---- Stored data

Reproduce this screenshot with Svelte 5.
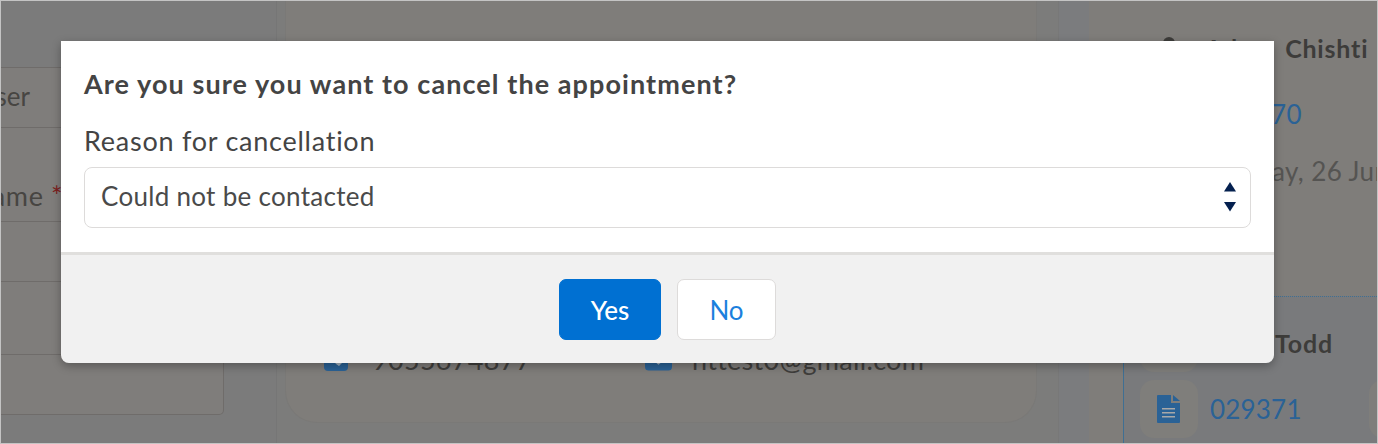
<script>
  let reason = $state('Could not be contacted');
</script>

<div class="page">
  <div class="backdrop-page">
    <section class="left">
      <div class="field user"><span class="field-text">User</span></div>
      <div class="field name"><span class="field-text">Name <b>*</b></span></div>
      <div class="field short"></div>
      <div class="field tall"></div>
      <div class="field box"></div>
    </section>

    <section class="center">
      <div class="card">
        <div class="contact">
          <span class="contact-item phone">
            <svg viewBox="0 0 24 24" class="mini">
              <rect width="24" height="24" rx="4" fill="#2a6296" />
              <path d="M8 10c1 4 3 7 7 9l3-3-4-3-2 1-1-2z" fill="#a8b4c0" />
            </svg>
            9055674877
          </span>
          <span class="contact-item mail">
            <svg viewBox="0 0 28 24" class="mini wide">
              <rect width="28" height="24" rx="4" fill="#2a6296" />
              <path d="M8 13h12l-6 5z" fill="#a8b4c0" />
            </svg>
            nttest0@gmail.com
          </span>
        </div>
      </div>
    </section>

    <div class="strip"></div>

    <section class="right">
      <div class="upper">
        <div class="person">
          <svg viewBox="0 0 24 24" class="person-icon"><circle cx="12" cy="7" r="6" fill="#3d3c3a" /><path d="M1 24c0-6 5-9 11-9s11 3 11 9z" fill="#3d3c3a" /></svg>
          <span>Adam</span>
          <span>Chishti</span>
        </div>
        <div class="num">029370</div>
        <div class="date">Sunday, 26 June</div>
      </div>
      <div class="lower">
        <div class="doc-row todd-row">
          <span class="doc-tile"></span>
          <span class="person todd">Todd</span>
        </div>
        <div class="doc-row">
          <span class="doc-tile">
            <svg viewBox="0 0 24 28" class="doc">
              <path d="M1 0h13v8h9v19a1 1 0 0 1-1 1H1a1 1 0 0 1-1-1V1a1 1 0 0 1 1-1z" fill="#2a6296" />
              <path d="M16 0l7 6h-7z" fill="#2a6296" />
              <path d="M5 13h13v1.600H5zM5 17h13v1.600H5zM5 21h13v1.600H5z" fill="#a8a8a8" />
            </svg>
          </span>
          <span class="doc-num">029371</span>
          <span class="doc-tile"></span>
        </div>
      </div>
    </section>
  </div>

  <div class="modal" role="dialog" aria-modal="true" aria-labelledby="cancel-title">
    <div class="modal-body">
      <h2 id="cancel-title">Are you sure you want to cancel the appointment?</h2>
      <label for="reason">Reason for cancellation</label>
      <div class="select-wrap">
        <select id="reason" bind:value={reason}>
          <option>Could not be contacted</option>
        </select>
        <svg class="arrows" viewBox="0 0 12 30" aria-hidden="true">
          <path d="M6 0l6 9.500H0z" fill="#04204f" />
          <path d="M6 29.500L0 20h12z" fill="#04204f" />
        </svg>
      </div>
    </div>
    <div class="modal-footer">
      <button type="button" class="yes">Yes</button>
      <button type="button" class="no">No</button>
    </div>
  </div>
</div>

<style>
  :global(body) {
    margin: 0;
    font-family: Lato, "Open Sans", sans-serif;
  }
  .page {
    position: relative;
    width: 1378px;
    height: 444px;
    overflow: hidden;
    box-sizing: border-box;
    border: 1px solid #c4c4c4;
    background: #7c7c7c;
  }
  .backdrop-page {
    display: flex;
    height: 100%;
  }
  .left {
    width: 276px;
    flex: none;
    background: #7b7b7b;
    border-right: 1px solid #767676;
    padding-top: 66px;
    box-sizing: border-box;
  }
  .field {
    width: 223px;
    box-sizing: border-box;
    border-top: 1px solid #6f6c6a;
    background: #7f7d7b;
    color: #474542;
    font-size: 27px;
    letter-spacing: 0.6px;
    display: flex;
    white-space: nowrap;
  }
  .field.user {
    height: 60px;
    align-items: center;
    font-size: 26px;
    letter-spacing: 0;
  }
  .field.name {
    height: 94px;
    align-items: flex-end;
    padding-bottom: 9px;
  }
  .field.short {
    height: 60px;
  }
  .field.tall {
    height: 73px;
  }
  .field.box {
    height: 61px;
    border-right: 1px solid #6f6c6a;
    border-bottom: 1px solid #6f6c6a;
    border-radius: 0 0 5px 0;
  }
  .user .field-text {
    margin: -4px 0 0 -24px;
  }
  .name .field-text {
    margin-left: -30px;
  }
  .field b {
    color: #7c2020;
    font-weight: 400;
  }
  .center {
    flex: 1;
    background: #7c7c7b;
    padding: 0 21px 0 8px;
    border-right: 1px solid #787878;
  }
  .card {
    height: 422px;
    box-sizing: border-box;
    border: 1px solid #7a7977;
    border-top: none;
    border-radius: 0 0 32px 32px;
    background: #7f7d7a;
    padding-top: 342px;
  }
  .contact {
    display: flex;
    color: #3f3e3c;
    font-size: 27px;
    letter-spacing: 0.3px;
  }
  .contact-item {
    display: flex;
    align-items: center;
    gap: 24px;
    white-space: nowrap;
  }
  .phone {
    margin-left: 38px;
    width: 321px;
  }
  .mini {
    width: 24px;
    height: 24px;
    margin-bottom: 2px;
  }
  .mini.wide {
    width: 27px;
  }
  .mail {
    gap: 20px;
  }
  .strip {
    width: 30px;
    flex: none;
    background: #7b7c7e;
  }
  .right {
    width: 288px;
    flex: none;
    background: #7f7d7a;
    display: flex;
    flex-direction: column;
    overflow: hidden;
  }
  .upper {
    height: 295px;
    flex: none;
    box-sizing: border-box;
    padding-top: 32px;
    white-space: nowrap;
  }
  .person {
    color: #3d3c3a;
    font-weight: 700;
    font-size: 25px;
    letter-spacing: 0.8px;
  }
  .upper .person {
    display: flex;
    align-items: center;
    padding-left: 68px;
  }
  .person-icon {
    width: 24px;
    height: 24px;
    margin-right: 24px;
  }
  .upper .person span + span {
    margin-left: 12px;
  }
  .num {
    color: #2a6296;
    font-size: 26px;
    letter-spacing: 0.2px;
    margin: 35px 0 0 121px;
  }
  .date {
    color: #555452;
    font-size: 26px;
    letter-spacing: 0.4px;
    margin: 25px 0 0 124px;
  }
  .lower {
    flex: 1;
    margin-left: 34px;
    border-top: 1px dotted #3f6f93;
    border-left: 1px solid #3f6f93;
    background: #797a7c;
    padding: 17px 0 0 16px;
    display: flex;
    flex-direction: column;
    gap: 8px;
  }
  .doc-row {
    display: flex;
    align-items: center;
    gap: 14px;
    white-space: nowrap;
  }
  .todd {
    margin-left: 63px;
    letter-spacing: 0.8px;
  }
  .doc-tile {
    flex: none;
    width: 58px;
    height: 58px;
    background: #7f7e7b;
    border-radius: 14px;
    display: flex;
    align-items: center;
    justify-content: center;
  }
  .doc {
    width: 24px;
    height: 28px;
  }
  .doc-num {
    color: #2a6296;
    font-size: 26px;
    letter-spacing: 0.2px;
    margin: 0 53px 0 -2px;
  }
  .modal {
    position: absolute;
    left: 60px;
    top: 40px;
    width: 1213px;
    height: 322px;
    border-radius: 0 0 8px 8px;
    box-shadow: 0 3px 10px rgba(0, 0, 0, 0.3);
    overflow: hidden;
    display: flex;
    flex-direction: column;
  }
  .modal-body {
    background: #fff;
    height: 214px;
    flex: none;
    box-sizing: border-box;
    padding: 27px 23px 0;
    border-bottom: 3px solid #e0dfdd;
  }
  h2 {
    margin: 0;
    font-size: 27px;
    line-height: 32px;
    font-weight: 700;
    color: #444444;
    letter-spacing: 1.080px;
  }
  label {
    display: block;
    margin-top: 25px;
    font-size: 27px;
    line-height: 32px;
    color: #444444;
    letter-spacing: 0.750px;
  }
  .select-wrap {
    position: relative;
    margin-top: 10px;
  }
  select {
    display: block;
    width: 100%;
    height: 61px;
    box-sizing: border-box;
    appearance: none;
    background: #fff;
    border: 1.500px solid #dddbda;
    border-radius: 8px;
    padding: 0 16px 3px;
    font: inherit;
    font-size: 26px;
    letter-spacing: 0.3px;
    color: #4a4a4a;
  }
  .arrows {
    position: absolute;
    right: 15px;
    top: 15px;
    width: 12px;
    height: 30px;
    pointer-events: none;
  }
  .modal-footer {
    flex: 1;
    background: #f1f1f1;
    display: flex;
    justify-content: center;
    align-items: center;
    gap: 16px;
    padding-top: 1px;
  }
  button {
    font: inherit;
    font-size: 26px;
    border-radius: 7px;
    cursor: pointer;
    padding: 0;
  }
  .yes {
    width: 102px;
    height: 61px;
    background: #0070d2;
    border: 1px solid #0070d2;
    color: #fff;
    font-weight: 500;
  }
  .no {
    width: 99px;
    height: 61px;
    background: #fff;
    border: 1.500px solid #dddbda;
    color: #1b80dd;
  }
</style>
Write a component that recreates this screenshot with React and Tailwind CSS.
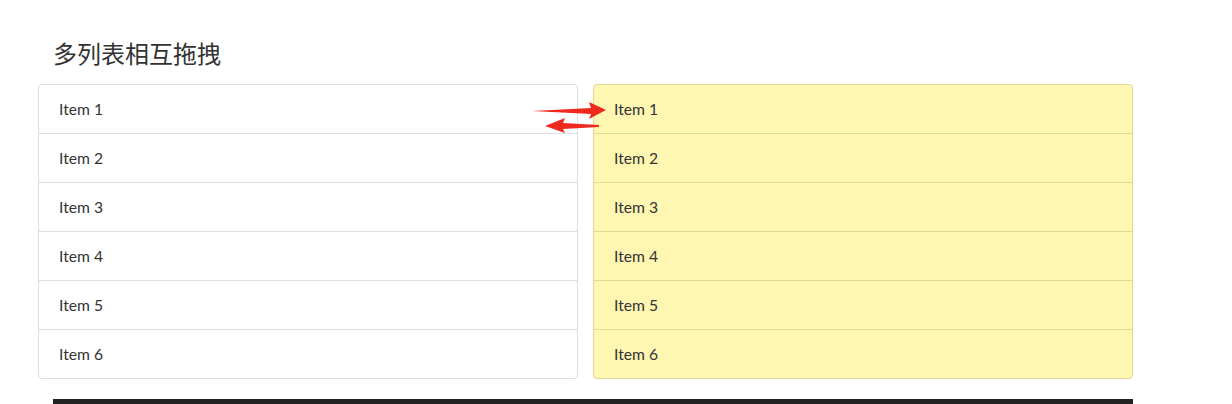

--------

## Job
Find the string "with" in the entries above and return each line that holds it.

## Task response
Reproduce this screenshot with Svelte 5.
Write a component that recreates this screenshot with React and Tailwind CSS.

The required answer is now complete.